Sometimes your greatest allies are the unlikely ones, the ones you never expected to find beside you on the same side of the barricade. It's even a little humbling sometimes to turn your head and see the face of your old enemy, rifle in hand, wearing perhaps a bemused or ironic grin but no less invested in the new task at hand. You both wear scars that you likely gave each other. Your sense of moral superiority, perhaps overdue for a thrashing, gets knocked down a peg or two. "The enemy of my enemy is my friend," the saying goes, though I'm not sure where it really comes from. And that's the funny thing about some enemies: they fight just as fiercely beside you as they ever fought against you.

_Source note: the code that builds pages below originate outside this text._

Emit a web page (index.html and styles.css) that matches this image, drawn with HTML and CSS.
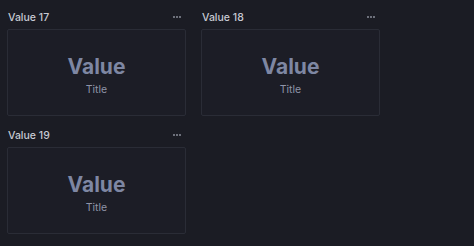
FILE: index.html
```html
<!DOCTYPE html>
<html lang="en">
<head>
    <meta charset="UTF-8">
    <title>Dashboard</title>
    <link rel="stylesheet" href="styles.css">
</head>
<body>
    <div class="panel-grid">
        <div class="panel">
            <div class="panel-header">
                <span class="panel-title">Value 17</span>
                <span class="panel-menu"><i></i><i></i><i></i></span>
            </div>
            <div class="stat-card">
                <div class="stat-value">Value</div>
                <div class="stat-title">Title</div>
            </div>
        </div>
        <div class="panel">
            <div class="panel-header">
                <span class="panel-title">Value 18</span>
                <span class="panel-menu"><i></i><i></i><i></i></span>
            </div>
            <div class="stat-card">
                <div class="stat-value">Value</div>
                <div class="stat-title">Title</div>
            </div>
        </div>
        <div class="panel">
            <div class="panel-header">
                <span class="panel-title">Value 19</span>
                <span class="panel-menu"><i></i><i></i><i></i></span>
            </div>
            <div class="stat-card">
                <div class="stat-value">Value</div>
                <div class="stat-title">Title</div>
            </div>
        </div>
    </div>
</body>
</html>
```

FILE: styles.css
```css
:root {
    --bg: #1b1c24;
    --card-bg: #1c1d26;
    --card-border: #2a2c36;
    --header-text: #c7c9d3;
    --value-text: #7e87a3;
    --title-text: #8f94a8;
    --menu-dots: #8a8d99;
}

body {
    margin: 0;
    background-color: var(--bg);
    font-family: Inter, "Noto Sans", sans-serif;
    height: 100vh;
}

.panel-grid {
    display: grid;
    grid-template-columns: repeat(2, 179px);
    column-gap: 15px;
    row-gap: 11px;
    padding: 9px 0 0 7px;
}

.panel {
    display: flex;
    flex-direction: column;
}

.panel-header {
    display: flex;
    justify-content: space-between;
    align-items: center;
    height: 16px;
    margin-bottom: 4px;
    padding: 0 5px 0 1px;
}

.panel-title {
    font-size: 10.5px;
    font-weight: 500;
    color: var(--header-text);
}

.panel-menu {
    display: flex;
    gap: 1px;
    margin-top: -1px;
}

.panel-menu i {
    width: 2px;
    height: 2px;
    border-radius: 50%;
    background: var(--menu-dots);
}

.stat-card {
    box-sizing: border-box;
    height: 87px;
    border: 1px solid var(--card-border);
    border-radius: 2px;
    background: var(--card-bg);
    display: flex;
    flex-direction: column;
    align-items: center;
    justify-content: center;
    padding-top: 6px;
}

.stat-value {
    font-size: 21px;
    font-weight: 700;
    line-height: 24px;
    color: var(--value-text);
}

.stat-title {
    font-size: 10.5px;
    line-height: 14px;
    margin-top: 4px;
    color: var(--title-text);
}
```
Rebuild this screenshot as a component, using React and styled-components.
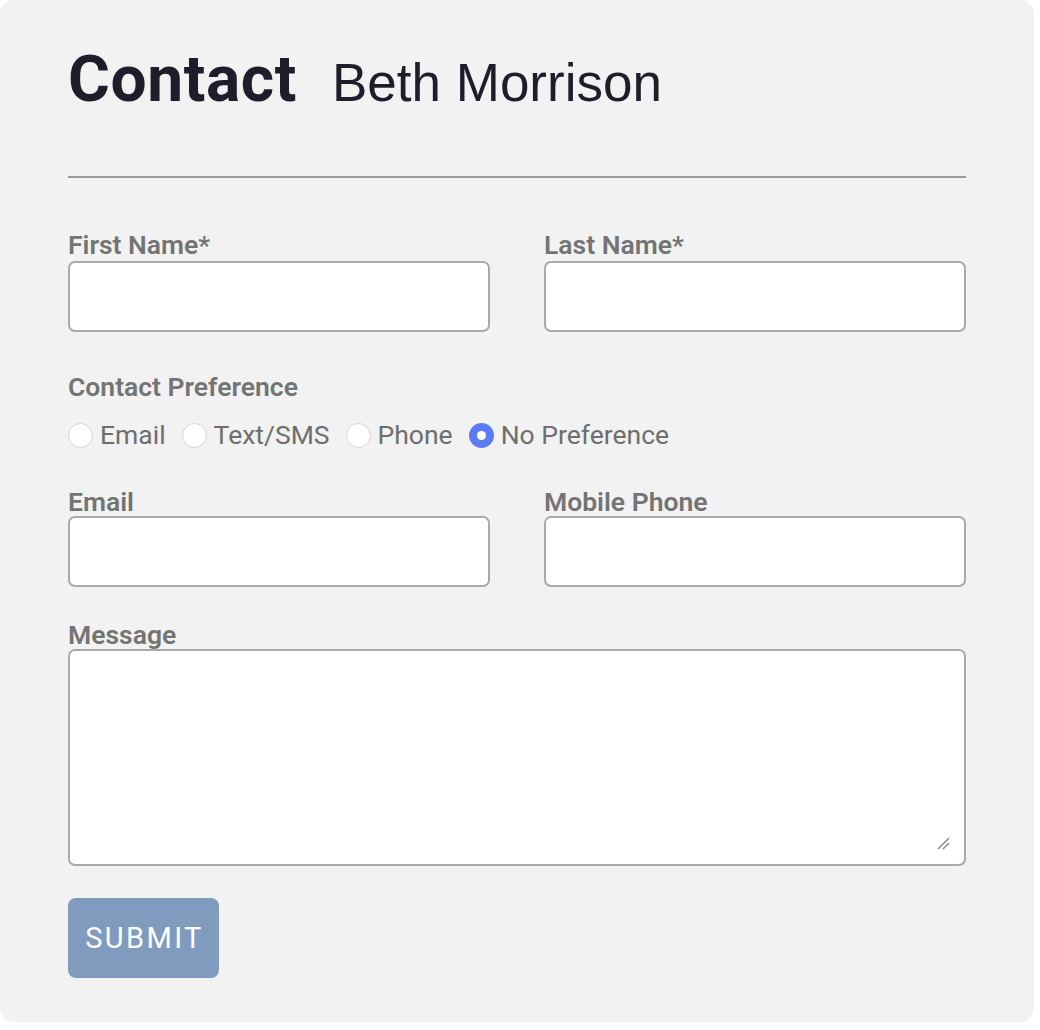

We need this to happen to us once in a while. When our old, or merely presumed, adversaries surprise us, when we finally discover that unexpected common ground, there's a little bit of our badly-beaten but precious faith in humanity that is restored, almost always at the expense of our own sense of self-righteousness. None of us has a monopoly on the moral high ground; our harshest critics and most vocal opponents probably share our stance on something and would gladly storm the gates alongside us, given the right particular battle.

It forces us to think better of others. And when we do, something else unexpected happens: we realize that it brings us far more happiness to think well of someone else than it does to think well of ourselves. That self-righteousness carries with it both an emptiness and a subtle bitterness that we don't even realize is there.

Nick Cave might have been wrong. Perhaps people just ain't so bad. Sometimes.